Do I need to submit my data for every building?

The RIBA expect practices signed up to the 2030 Climate Challenge to submit data into a new RIBA portal from 2020 for all their buildings.

What will the RIBA be doing with data submitted?

The data will be anonymised and used to identify trends in performance to help set new targets and develop new guidance for members, clients and the construction industry.

Will participants get access to the data?

Participants will gain access to their own data and the anonymised dataset.

What is operational energy? How can it be measured?

The built environment contributes around 40% of the UK’s total carbon footprint. Almost half of this is from energy used in buildings. Operational energy is measured in kWh/m2/y (kilowatt hours per square metre per year). The operational energy measurement of a building can be taken from confirmed energy bills or more advanced metering systems.

What is embodied carbon? How can it be measured?

Embodied carbon emissions are generated from the processes associated with sourcing materials, fabricating them into products and systems, transporting them to site and assembling them into a building. They also include the emissions due to maintenance, repair and replacement, as well as final demolition and disposal. Embodied carbon is measured in kgCO2e/m2 (kilograms of embodied carbon dioxide per square metre of floor area) The embodied carbon measurement of a building is generated using the RICS Whole Life Carbon Assessment for the Built Environment Professional Statement – modules A-C (2017).

Why is there a target for operational energy and embodied carbon but not whole life carbon emissions?

The RIBA have set operational energy use and embodied carbon rather than whole life carbon because reducing energy demand is necessary regardless of the use of renewable energy.

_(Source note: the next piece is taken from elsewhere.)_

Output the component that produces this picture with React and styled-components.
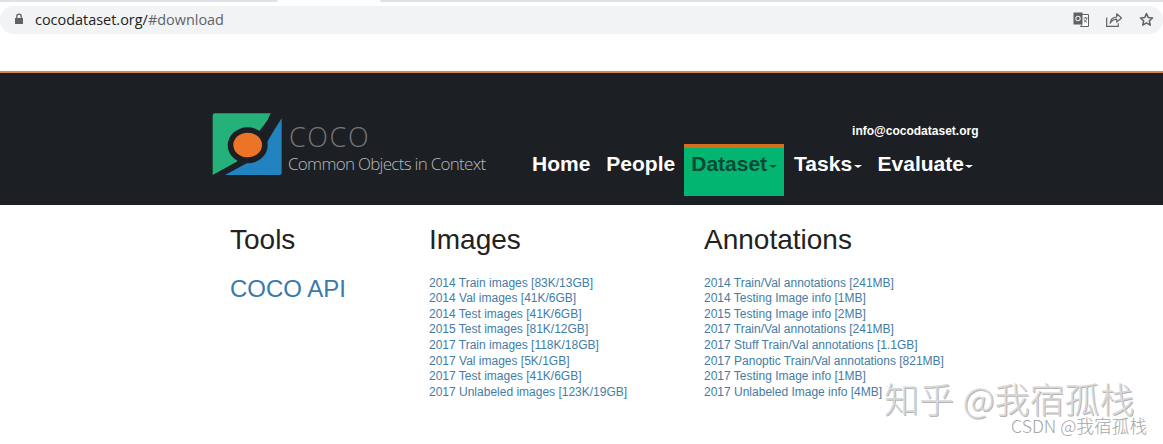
import React from "react";
import styled, { createGlobalStyle } from "styled-components";

const GlobalStyle = createGlobalStyle`
  html, body {
    margin: 0;
    padding: 0;
    background: #ffffff;
    font-family: "Liberation Sans", Arial, sans-serif;
  }
`;

const Page = styled.div`
  position: relative;
  width: 1163px;
  height: 444px;
  overflow: hidden;
  background: #ffffff;
`;

const TabStrip = styled.div`
  display: flex;
  justify-content: space-between;
  height: 6px;
`;

const TabEdge = styled.div`
  width: ${(p) => p.$width}px;
  height: 2px;
  background: #dee1e6;
  border-radius: ${(p) => (p.$right ? "0 0 0 6px" : "0 0 6px 0")};
`;

const UrlBar = styled.div`
  display: flex;
  align-items: center;
  height: 28px;
  padding: 0 9px 2px 14px;
  box-sizing: border-box;
  background: #f1f3f4;
  border-radius: 14px;
`;

const Address = styled.div`
  flex: 1;
  margin-left: 11px;
  font-family: "Open Sans", sans-serif;
  font-size: 14.45px;
  color: #202124;
`;

const AddressHash = styled.span`
  color: #5f6368;
`;

const UrlIcons = styled.div`
  display: flex;
  align-items: center;
  gap: 17px;
`;

const ChromeSpacer = styled.div`
  height: 37px;
`;

const Header = styled.header`
  display: flex;
  height: 132px;
  padding-left: 212px;
  background: #1c1f23;
  border-top: 2px solid #d98a45;
`;

const Brand = styled.div`
  display: flex;
  gap: 5px;
  width: 312px;
  padding-top: 39px;
`;

const BrandText = styled.div`
  display: flex;
  flex-direction: column;
  padding-top: 10px;
  font-family: "Open Sans", sans-serif;
  font-weight: 300;
`;

const BrandName = styled.div`
  font-size: 27px;
  line-height: 30px;
  letter-spacing: 1.6px;
  color: #757678;
`;

const BrandTag = styled.div`
  margin-top: 1px;
  margin-left: -1px;
  font-size: 17px;
  line-height: 22px;
  letter-spacing: -0.72px;
  white-space: nowrap;
  color: #b9babb;
`;

const NavColumn = styled.div`
  display: flex;
  flex-direction: column;
  align-items: flex-start;
`;

const Email = styled.div`
  align-self: flex-end;
  margin: 51px 3px 0 0;
  height: 20px;
  font-size: 12px;
  font-weight: bold;
  line-height: 14px;
  color: #ffffff;
`;

const NavList = styled.nav`
  display: flex;
  align-items: flex-start;
`;

const NavItem = styled.div`
  display: flex;
  align-items: center;
  height: 52px;
  padding: 0 ${(p) => (p.$active ? "7.5px 16px 7px" : "8px 16px")};
  margin: 0 ${(p) => (p.$active ? "2px 0 1px" : "0")};
  box-sizing: border-box;
  font-size: 21px;
  font-weight: bold;
  color: ${(p) => (p.$active ? "#0c4a35" : "#ffffff")};
  background: ${(p) => (p.$active ? "#02b671" : "transparent")};
  border-top: ${(p) => (p.$active ? "4px solid #d4701d" : "4px solid transparent")};
`;

const Caret = styled.span`
  display: inline-block;
  width: 0;
  height: 0;
  margin: 4px 0 0 1.5px;
  border-top: 3px solid currentColor;
  border-left: 4px solid transparent;
  border-right: 4px solid transparent;
`;

const Content = styled.main`
  display: grid;
  grid-template-columns: 199px 275px 1fr;
  padding: 19px 0 0 230px;
`;

const Heading = styled.h2`
  margin: 0 0 19.7px;
  font-size: 28px;
  font-weight: normal;
  line-height: 32px;
  color: #222222;
`;

const ApiLink = styled.a`
  display: block;
  font-size: 24px;
  line-height: 26px;
  color: #3a7aaa;
  text-decoration: none;
`;

const LinkList = styled.ul`
  margin: 0;
  padding: 0;
  list-style: none;
`;

const LinkRow = styled.li`
  font-size: 12px;
  line-height: 15.6px;
  white-space: nowrap;
  color: #437ca6;
`;

const Watermark = styled.div`
  position: absolute;
  left: ${(p) => p.$left}px;
  top: ${(p) => p.$top}px;
  font-family: "Noto Sans CJK SC", sans-serif;
  font-size: ${(p) => p.$size}px;
  font-weight: 300;
  line-height: 1;
  word-spacing: ${(p) => p.$wordGap || 0}px;
  white-space: nowrap;
  color: ${(p) => p.$color};
  text-shadow: ${(p) => p.$shadow || "none"};
`;

const images = [
  "2014 Train images [83K/13GB]",
  "2014 Val images [41K/6GB]",
  "2014 Test images [41K/6GB]",
  "2015 Test images [81K/12GB]",
  "2017 Train images [118K/18GB]",
  "2017 Val images [5K/1GB]",
  "2017 Test images [41K/6GB]",
  "2017 Unlabeled images [123K/19GB]",
];

const annotations = [
  "2014 Train/Val annotations [241MB]",
  "2014 Testing Image info [1MB]",
  "2015 Testing Image info [2MB]",
  "2017 Train/Val annotations [241MB]",
  "2017 Stuff Train/Val annotations [1.1GB]",
  "2017 Panoptic Train/Val annotations [821MB]",
  "2017 Testing Image info [1MB]",
  "2017 Unlabeled Image info [4MB]",
];

function LockIcon() {
  return (
    <svg width="10" height="12" viewBox="0 0 10 12">
      <path d="M1 5h8v6H1z" fill="#5f6368" />
      <path d="M2.8 5V3.4a2.2 2.2 0 0 1 4.4 0V5" fill="none" stroke="#5f6368" strokeWidth="1.3" />
    </svg>
  );
}

function TranslateIcon() {
  return (
    <svg width="16" height="16" viewBox="0 0 16 16">
      <path d="M0.5 1.5h9v12h-9z" fill="#5f6368" />
      <path d="M9 3.5h6.5v12H7.5l1.5-2z" fill="#ffffff" stroke="#5f6368" />
      <circle cx="5" cy="7.5" r="2.2" fill="none" stroke="#e8eaed" strokeWidth="1.1" />
      <path d="M10.5 7h4M12.5 6v1M14 7c-.5 2-1.6 3.5-3 4.3M11 8.5c.6 1.2 1.6 2.2 3 2.8" fill="none" stroke="#5f6368" strokeWidth="0.9" />
    </svg>
  );
}

function ShareIcon() {
  return (
    <svg width="16" height="15" viewBox="0 0 16 15">
      <path d="M0.7 5.5v8.8h11.6v-3" fill="none" stroke="#5f6368" strokeWidth="1.2" />
      <path d="M4.2 11.2c.3-3.5 2.8-6 6.5-6.2V1.8L15.5 6l-4.8 4V7.2c-2.8 0-4.8 1.3-6.5 4z" fill="none" stroke="#5f6368" strokeWidth="1.2" strokeLinejoin="round" />
    </svg>
  );
}

function StarIcon() {
  return (
    <svg width="15" height="15" viewBox="0 0 15 15">
      <path d="M7.5 1.6l1.8 4 4.3.4-3.3 2.9 1 4.3-3.8-2.3-3.8 2.3 1-4.3L1.4 6l4.3-.4z" fill="none" stroke="#5f6368" strokeWidth="1.5" strokeLinejoin="round" />
    </svg>
  );
}

function CocoLogo() {
  return (
    <svg width="72" height="66" viewBox="36 36 216 198">
      <path d="M44 40H212Q205 60 190 78L110 185L38 225V46Q38 40 44 40Z" fill="#25b27a" />
      <path d="M245 55V218Q245 225 238 225H75L140 190Q185 165 205 120Q225 85 245 55Z" fill="#2183c0" />
      <ellipse cx="143" cy="136" rx="60" ry="54" fill="#1c1f23" />
      <path d="M180 100L232 40" stroke="#1c1f23" strokeWidth="12" />
      <ellipse cx="143" cy="135" rx="43" ry="37" fill="#ec7426" />
    </svg>
  );
}

export default function App() {
  return (
    <Page>
      <GlobalStyle />
      <TabStrip>
        <TabEdge $width={278} />
        <TabEdge $width={783} $right />
      </TabStrip>
      <UrlBar>
        <LockIcon />
        <Address>
          cocodataset.org/<AddressHash>#download</AddressHash>
        </Address>
        <UrlIcons>
          <TranslateIcon />
          <ShareIcon />
          <StarIcon />
        </UrlIcons>
      </UrlBar>
      <ChromeSpacer />
      <Header>
        <Brand>
          <CocoLogo />
          <BrandText>
            <BrandName>COCO</BrandName>
            <BrandTag>Common Objects in Context</BrandTag>
          </BrandText>
        </Brand>
        <NavColumn>
          <Email>info@cocodataset.org</Email>
          <NavList>
            <NavItem>Home</NavItem>
            <NavItem>People</NavItem>
            <NavItem $active>
              Dataset
              <Caret />
            </NavItem>
            <NavItem>
              Tasks
              <Caret />
            </NavItem>
            <NavItem>
              Evaluate
              <Caret />
            </NavItem>
          </NavList>
        </NavColumn>
      </Header>
      <Content>
        <div>
          <Heading>Tools</Heading>
          <ApiLink>COCO API</ApiLink>
        </div>
        <div>
          <Heading>Images</Heading>
          <LinkList>
            {images.map((label) => (
              <LinkRow key={label}>{label}</LinkRow>
            ))}
          </LinkList>
        </div>
        <div>
          <Heading>Annotations</Heading>
          <LinkList>
            {annotations.map((label) => (
              <LinkRow key={label}>{label}</LinkRow>
            ))}
          </LinkList>
        </div>
      </Content>
      <Watermark $left={884} $top={380} $size={35} $wordGap={1} $color="#d8d8d8" $shadow="1px 1px 0 #b5b5b5">
        知乎 @我宿孤栈
      </Watermark>
      <Watermark $left={1011} $top={417} $size={17.7} $color="#a6a6a6">
        CSDN @我宿孤栈
      </Watermark>
    </Page>
  );
}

Meeting net zero whole life carbon by 2030 is included in the 2030 Climate Challenge checklist.

What is potable water use? How can it be measured?

Potable water is water that is safe to drink or to use for food preparation - in the UK all mains water is potable water. The effects of climate change will require the UK to find at least 3,300 million litres per day of additional capacity in the water supply system by 2050 according to DEFRA. Water is measured in litres per person per day and on average a person in the UK uses 141 litres of potable water per day and over the past few years use has begun to rise. The measurement can be taken from confirmed water use bills or water meters.

What are the health targets and why are these important?

The health targets in the RIBA 2030 Climate Challenge are included to ensure designers consider the unintended consequences of a design overheating or not meeting standard daylight and indoor air standards. The maximum temperature target is 28°C, the daylight factor target is more than 2% (illuminance due to daylight at a point on an indoor wall / outdoor illuminance from an unobstructed standard overcast sky X 100) and the indoor air quality targets are measured in parts per million or milligrams per cubic metre depending on the pollutant.

What happens if my project does not meet the targets?

The RIBA would like feedback on why Chartered Practices believe their projects have not managed to meet the targets as this information is as useful as the data for improving the impact of this initiative.

How can I gain access to data I need to measure building performance?

During Stage 1 of a project you should ensure your client is made aware of the benefits of undertaking post occupancy evaluation (POE) and this should be planned for in the brief and design of the project. Agreeing the need to collect this information from the outset makes it easier to collect in the long-term. For the 2030 Climate Challenge POE should ideally be undertaken after the building has gone through both summer and winter seasons to ensure the more accurate data is available. The RIBA Plan for Use Guide (due to be published in November 2019) will provide more information and help.

What guidance is RIBA offering to members who to take part?

The RIBA will soon publish the RIBA Plan of Work 2019 which includes updated sustainability guidance, and a new guide on Sustainable Outcomes. These materials will support members and practices to develop and deliver clear, measurable and realistic goals that ensure their projects meet the 2030 Climate Challenge targets.